• [TASK BRIEF]: Set down the material below word for word, excluding the pictures.

• [DATA SECTION]:
******
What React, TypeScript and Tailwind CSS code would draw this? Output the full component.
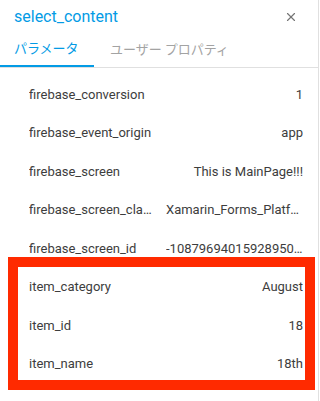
import { X } from 'lucide-react'

const rows: [string, string][] = [
    ['firebase_conversion', '1'],
    ['firebase_event_origin', 'app'],
    ['firebase_screen', 'This is MainPage!!!'],
    ['firebase_screen_class', 'Xamarin_Forms_Platform_Android_PageRenderer'],
    ['firebase_screen_id', '-1087969401592895034'],
    ['item_category', 'August'],
    ['item_id', '18'],
    ['item_name', '18th'],
]

export default function App() {
    return (
        <div className="relative w-[319px] h-[401px] bg-white border-r border-[#e0e0e0] font-['Roboto','Noto_Sans_CJK_JP',sans-serif]">
            {/* Header */}
            <div className="flex items-center justify-between h-[34px] pl-[14px] pr-[20px]">
                <span className="text-[16px] text-[#039be5] leading-none">select_content</span>
                <X className="w-[14px] h-[14px] text-[#757575]" strokeWidth={2} />
            </div>

            {/* Tabs */}
            <div className="flex h-[34px] border-b border-[#e0e0e0] text-[13px] font-['Noto_Sans_CJK_JP',sans-serif]">
                <div className="w-[94px] h-[33px] flex items-center pl-[14px] pb-[3px] border-b-2 border-[#039be5] text-[#039be5]">
                    パラメータ
                </div>
                <div className="h-[33px] flex items-center pl-[16px] pb-[3px] text-[#a3a3a3]">
                    ユーザー プロパティ
                </div>
            </div>

            {/* Params */}
            <div className="pt-[7px] text-[13px] text-[#3d3d3d]">
                {rows.map(([k, v]) => (
                    <div key={k} className="grid grid-cols-[124px_137px] gap-x-[13px] items-center h-[38.5px] pl-[29px]">
                        <span className="truncate">{k}</span>
                        <span className="truncate text-right">{v}</span>
                    </div>
                ))}
            </div>

            {/* highlight annotation */}
            <div className="absolute left-[8px] top-[257px] w-[307px] h-[133px] border-[10px] border-[#ff2a00] pointer-events-none" />
        </div>
    )
}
******
• [TASK RESULT]:
What React, TypeScript and Tailwind CSS code would draw this? Output the full component.
import { X } from 'lucide-react'

const rows: [string, string][] = [
    ['firebase_conversion', '1'],
    ['firebase_event_origin', 'app'],
    ['firebase_screen', 'This is MainPage!!!'],
    ['firebase_screen_class', 'Xamarin_Forms_Platform_Android_PageRenderer'],
    ['firebase_screen_id', '-1087969401592895034'],
    ['item_category', 'August'],
    ['item_id', '18'],
    ['item_name', '18th'],
]

export default function App() {
    return (
        <div className="relative w-[319px] h-[401px] bg-white border-r border-[#e0e0e0] font-['Roboto','Noto_Sans_CJK_JP',sans-serif]">
            {/* Header */}
            <div className="flex items-center justify-between h-[34px] pl-[14px] pr-[20px]">
                <span className="text-[16px] text-[#039be5] leading-none">select_content</span>
                <X className="w-[14px] h-[14px] text-[#757575]" strokeWidth={2} />
            </div>

            {/* Tabs */}
            <div className="flex h-[34px] border-b border-[#e0e0e0] text-[13px] font-['Noto_Sans_CJK_JP',sans-serif]">
                <div className="w-[94px] h-[33px] flex items-center pl-[14px] pb-[3px] border-b-2 border-[#039be5] text-[#039be5]">
                    パラメータ
                </div>
                <div className="h-[33px] flex items-center pl-[16px] pb-[3px] text-[#a3a3a3]">
                    ユーザー プロパティ
                </div>
            </div>

            {/* Params */}
            <div className="pt-[7px] text-[13px] text-[#3d3d3d]">
                {rows.map(([k, v]) => (
                    <div key={k} className="grid grid-cols-[124px_137px] gap-x-[13px] items-center h-[38.5px] pl-[29px]">
                        <span className="truncate">{k}</span>
                        <span className="truncate text-right">{v}</span>
                    </div>
                ))}
            </div>

            {/* highlight annotation */}
            <div className="absolute left-[8px] top-[257px] w-[307px] h-[133px] border-[10px] border-[#ff2a00] pointer-events-none" />
        </div>
    )
}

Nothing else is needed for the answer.